Yet, Xue Song avoids the trap of bland cosmopolitanism. His work retains a specifically Chinese specificity that lies in his conception of harmony. Unlike the Western avant-gardes, which have often favored rupture and conflict, Xue Song constantly seeks balance in diversity. This approach, inherited from classical Chinese philosophy, allows him to make opposites coexist without canceling them out. His collages do not hierarchize the elements: a Tang calligraphy coexists equally with a contemporary advertising slogan.

This aesthetic of peaceful coexistence reveals a specifically Chinese worldview, but it resonates with global contemporary concerns. At a time when the question of cultural mixing and hybridization becomes central, Xue Song offers a model of creative synthesis that avoids both uniformity and identity withdrawal.

The use of fire in his creative process adds an almost ritualistic dimension to his work. This controlled combustion is not just technical, it is symbolic. In Chinese thought, fire purifies and transforms. It allows the passage from one state to another. Xue Song uses this symbolism to metamorphose the waste of consumer society into noble artistic material. This contemporary alchemy makes him a bridge between worlds, a visual translator of the mutations of his era.

His current studio, located in the M50 art district of Shanghai, functions as a laboratory for this permanent transformation. The walls are covered with magazines, newspapers, art books, advertisements that he collects daily. This systematic accumulation testifies to a working method that makes the artist an involuntary archivist of his time. Each fragment he cuts and burns bears the trace of a moment, an era, a collective concern.

This documentary dimension of his work distinguishes him from other collage practitioners. Where many use this technique for purely plastic effects, Xue Song makes it an instrument of social analysis. His works thus constitute a visual chronicle of Chinese transformation since the 1990s. They allow us to read, in successive layers, the evolution of mentalities, tastes, obsessions of a society in accelerated mutation.

Xue Song’s collaborations with luxury brands, such as Salvatore Ferragamo, Porsche or Jaeger-LeCoultre, perfectly illustrate his position as an interface between art and society. These partnerships are not just commercial operations, they reveal his intimate understanding of the mechanisms of contemporary consumer society. By accepting these collaborations while maintaining the integrity of his artistic language, he demonstrates that it is possible to navigate the market economy without losing one’s creative soul.
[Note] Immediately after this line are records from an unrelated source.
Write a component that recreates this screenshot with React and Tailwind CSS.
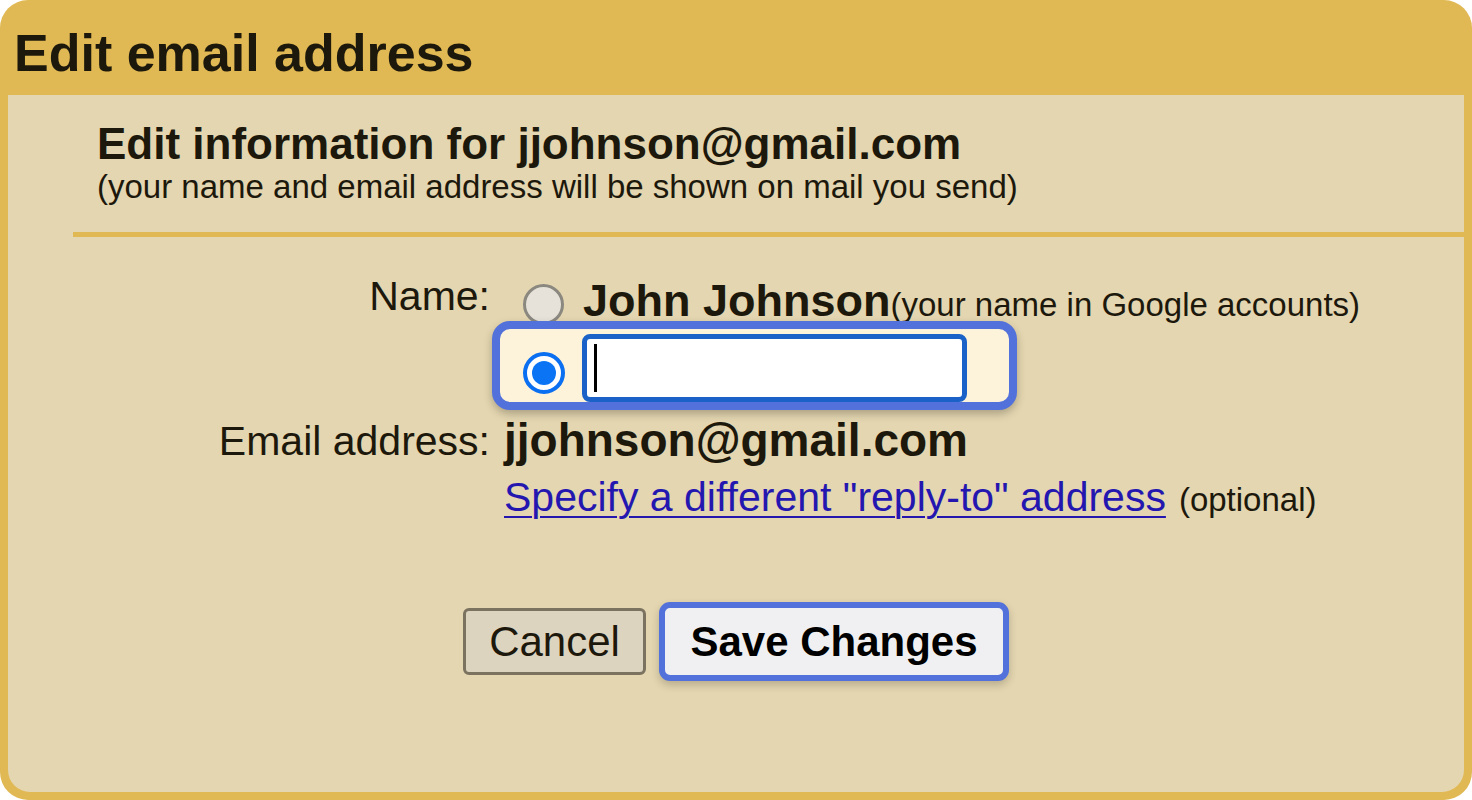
import React from 'react';

const font = "font-['Liberation_Sans',Arial,Helvetica,sans-serif]";

function Radio({ checked, className = "" }) {
  if (checked) {
    return (
      <span className={`flex h-[42px] w-[42px] shrink-0 items-center justify-center rounded-full border-[4px] border-[#0a6ff0] bg-white ${className}`}>
        <span className="h-[24px] w-[24px] rounded-full bg-[#0a74f5]"></span>
      </span>
    );
  }
  return (
    <span className={`block h-[41px] w-[41px] shrink-0 rounded-full border-[3px] border-[#8b8880] bg-[#e6e2da] ${className}`}></span>
  );
}

export default function App() {
  return (
    <div className={`h-[800px] w-full bg-white ${font} text-[#1d180c]`}>
      <div className="flex h-full flex-col rounded-[28px] bg-[#e1b954]">
        {/* header */}
        <div className="h-[95px] shrink-0 pl-[14px] pt-[27px]">
          <h1 className="text-[52px] font-bold leading-[52px]">Edit email address</h1>
        </div>

        {/* panel */}
        <div className="mx-[8px] mb-[8px] flex-1 rounded-b-[22px] bg-[#e4d6b0]">
          <div className="ml-[65px] border-b-[5px] border-[#e1b954] pb-[29px] pl-[24px] pt-[27px]">
            <h2 className="text-[44px] font-bold leading-[44px]">Edit information for jjohnson@gmail.com</h2>
            <p className="mt-[4px] text-[33px] leading-[33px]">(your name and email address will be shown on mail you send)</p>
          </div>

          {/* name */}
          <div className="mt-[39px] flex">
            <div className="w-[482px] shrink-0 text-right text-[41px] leading-[41px]">Name:</div>
            <div className="ml-[14px] flex flex-col">
              <div className="flex items-start">
                <Radio className="ml-[19px] mt-[8px]" />
                <div className="ml-[19px] mt-[2px] flex items-baseline">
                  <span className="text-[45px] font-bold leading-[45px]">John Johnson</span>
                  <span className="text-[33px] leading-[33px]">(your name in Google accounts)</span>
                </div>
              </div>
              <div className="relative -ml-[12px] -mt-[4px] flex h-[89px] w-[525px] items-start rounded-[18px] border-[8px] border-[#5271db] bg-[#fdf3da] pl-[23px] shadow-[0_4px_8px_rgba(0,0,0,0.25)]">
                <Radio checked className="mt-[23px]" />
                <div className="ml-[17px] mt-[5px] flex h-[68px] w-[385px] items-center rounded-[8px] border-[5px] border-[#1b62c8] bg-white">
                  <span className="ml-[7px] block h-[48px] w-[3px] bg-black"></span>
                </div>
              </div>
            </div>
          </div>

          {/* email */}
          <div className="mt-[7px] flex items-start">
            <div className="w-[482px] shrink-0 pt-[4px] text-right text-[41px] leading-[41px]">Email address:</div>
            <div className="ml-[14px] flex flex-col">
              <div className="text-[46px] font-bold leading-[46px]">jjohnson@gmail.com</div>
              <div className="mt-[14px] flex items-baseline">
                <a href="#" className="text-[41px] leading-[41px] text-[#2417b0] underline decoration-[2px] underline-offset-[5px]">Specify a different "reply-to" address</a>
                <span className="ml-[13px] text-[33px] leading-[33px]">(optional)</span>
              </div>
            </div>
          </div>

          {/* buttons */}
          <div className="mt-[84px] flex items-center gap-[13px] pl-[455px]">
            <button className="h-[67px] w-[183px] rounded-[6px] border-[3px] border-[#7b7260] bg-[#ddd4c0] text-[42px] leading-none text-[#1d180c]">
              Cancel
            </button>
            <button className="flex h-[79px] w-[350px] items-center justify-center rounded-[11px] border-[6px] border-[#5271db] bg-[#f0f0f2] text-[42px] font-bold leading-none text-black shadow-[0_4px_8px_rgba(0,0,0,0.2)]">
              Save Changes
            </button>
          </div>
        </div>
      </div>
    </div>
  );
}
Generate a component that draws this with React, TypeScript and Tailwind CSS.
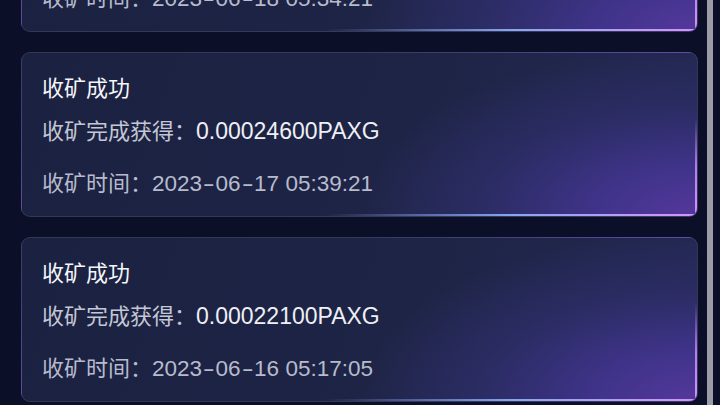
import React from "react";

type Rec = { amount: string; date: string; time: string };

const records: Rec[] = [
  { amount: "0.00025100PAXG", date: "2023-06-18", time: "05:34:21" },
  { amount: "0.00024600PAXG", date: "2023-06-17", time: "05:39:21" },
  { amount: "0.00022100PAXG", date: "2023-06-16", time: "05:17:05" },
];

function DateText({ date, time }: { date: string; time: string }) {
  const parts = date.split("-");
  return (
    <span className="text-[22.5px]">
      {parts.map((p, i) => (
        <React.Fragment key={i}>
          {i > 0 && <span className="inline-block mx-[3px] scale-x-[1.6]">-</span>}
          {p}
        </React.Fragment>
      ))}{" "}
      {time}
    </span>
  );
}

function Card({ r }: { r: Rec }) {
  return (
    <div className="relative h-[165px] shrink-0 overflow-hidden rounded-[9px] border border-white/10 bg-[image:radial-gradient(340px_170px_at_100%_100%,#54389c_0%,#3f3389_30%,#2a2c62_65%,transparent_100%),linear-gradient(110deg,#1b2141_0%,#1e2445_55%,#232853_100%)] pl-[20px] pt-[21px]">
      <div className="text-[22px] leading-[30px] font-normal text-[#f5f6fa]">收矿成功</div>
      <div className="mt-[12px] text-[22px] leading-[30px] text-[#c4c7d5]">
        收矿完成获得：<span className="text-[23px] text-[#eef0f5]">{r.amount}</span>
      </div>
      <div className="mt-[22px] text-[22px] leading-[30px] text-[#b7bbcd]">
        收矿时间：<DateText date={r.date} time={r.time} />
      </div>
      <div className="absolute right-0 top-[40%] bottom-0 w-[2px] bg-gradient-to-b from-transparent via-[#b57cf0] to-[#d592ff]" />
      <div className="absolute bottom-0 right-0 left-[45%] h-[2px] bg-gradient-to-r from-transparent via-[#88a6f0] to-[#d592ff]" />
    </div>
  );
}

export default function App() {
  return (
    <div
      className="flex h-[405px] w-[720px] overflow-hidden bg-[#0b1028]"
      style={{ fontFamily: '"Liberation Sans", "Noto Sans CJK SC", sans-serif' }}
    >
      <div className="-mt-[133px] flex w-[707px] shrink-0 flex-col gap-[20px] pl-[21px] pr-[9px]">
        {records.map((r, i) => (
          <Card key={i} r={r} />
        ))}
      </div>
      <div className="h-full w-[6px] shrink-0 bg-[#9a9ca7]" />
      <div className="flex-1" />
    </div>
  );
}
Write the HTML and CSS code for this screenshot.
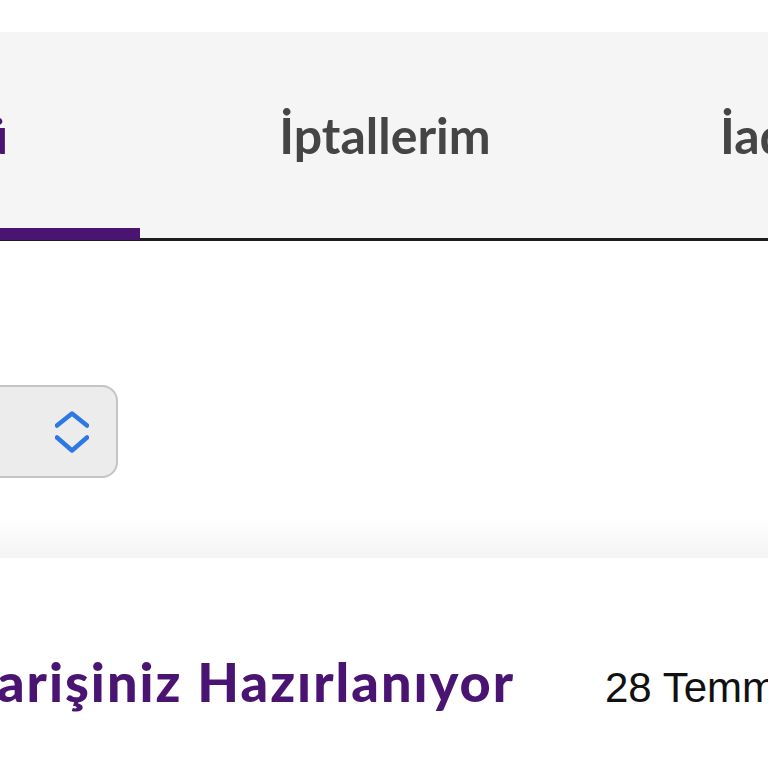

This strategy brings him closer to Andy Warhol, an acknowledged influence from his early days. But where the American artist celebrated consumer society without reservation, Xue Song maintains a critical distance. His works reveal as much as they seduce, question as much as they fascinate. This balanced position, typically Chinese, allows him to escape the simplifications of for or against.

The art of Xue Song ultimately teaches us that contemporary creation can reconcile tradition and innovation, local and global, craftsmanship and industry. In a world often fractured by binary oppositions, he proposes a middle way that renounces neither heritage nor modernity. This practical wisdom, expressed through the sensual beauty of his flamboyant collages, makes him one of the most necessary artists of our troubled times.

Thirty years after the founding fire, Xue Song continues to transform ashes into visual gold. This constancy in metamorphosis, this fidelity in innovation make him much more than a witness of his time: an actor of its aesthetic transformation.


  1. Program of the Shanghai Drama Institute, Department of Stage Design, 1988.
  2. François Jullien, La Grande Image n’a pas de forme, Seuil, 2003.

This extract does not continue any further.